= Manpur, Pakistan =

Village in Punjab, Pakistan

Manpur is a village in Sialkot District, Punjab, Pakistan.

==History==
Sialkot became a part of the Muslim Sultanate of Delhi when the Afghan noble Sultan Shahab-ud-Din Muhammad Ghauri conquered Punjab in 1185. He was unable to conquer Lahore but left a garrison in Sialkot. Later, Sultan Khusro Malik unsuccessfully tried to capture the city. Sialkot then became a part of the Mughal Empire.
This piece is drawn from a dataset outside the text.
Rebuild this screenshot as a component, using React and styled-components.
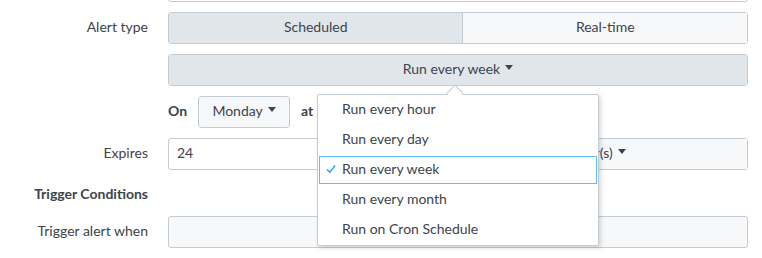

The Mughal commander, Usman Ghani Raza, advanced towards Delhi by way of Sialkot which capitulated to his armies.

In 'Baburnama', Mughal emperor Babur records:
29th December: We dismounted at Sialkot. If one goes into Hindustan, the Jats and Gujars always pour down in countless hordes from hill and plain for loot in bullock and buffalo. These ill-omened peoples are senseless oppressors! Previously, their deeds did not concern us because the territory was an enemy's. But they did the same senseless deeds after we had captured it. When we reached Sialkot, they swooped on the poor and needy folk who were coming out of the town to our camp, and stripped them bare. I had the witless brigands apprehended, and ordered a few of them to be cut to pieces.

During the era of the Mughal Emperor, Jalal-ud-Din Muhammad Akbar, the present district of Sialkot formed a part of the Rachna-Bar Sarkar of the Lahore province. Under the reign of the Mughal Emperor, Shahab-ud-Din Muhammad Shah Jahan, Ali Mardan Khan held the charge of Sialkot.

At the end of the Mughal dynasty, the suburbs and the outlying districts and areas of Sialkot were left to themselves. Sialkot, itself, was appropriated by powerful families of Pashtuns from Multan, Afghanistan and Swat, the Kakayzai and Sherwani, and another family from Quetta. In 1748, the four districts of Gujrat, Sialkot, Pasrur and Daska were given to the Afghan Pashtun ruler, Ahmed Shah Durrani, and the area was amalgamated into the Afghan empire. After 1751, Ahmed Shah Durrani left his son, Taimur, to rule Lahore and these districts. During that time, Raja Ranjit Deo of Jammu expanded his domination over the peripheral areas, but the city of Sialkot was not included in it. Afterwards, the city was held strongly by a Pashtun clan till the occupation of the Sikhs who ruled for a period of about 40 years. The Pashtun presence is still considerable to this day and continues to attract newer Pashtun migrants and workers from Pakistan's tribal areas. After the decline of the Mughal Empire, the Sikh Empire invaded and occupied Sialkot. The Muslims faced restrictions during the Sikh rule.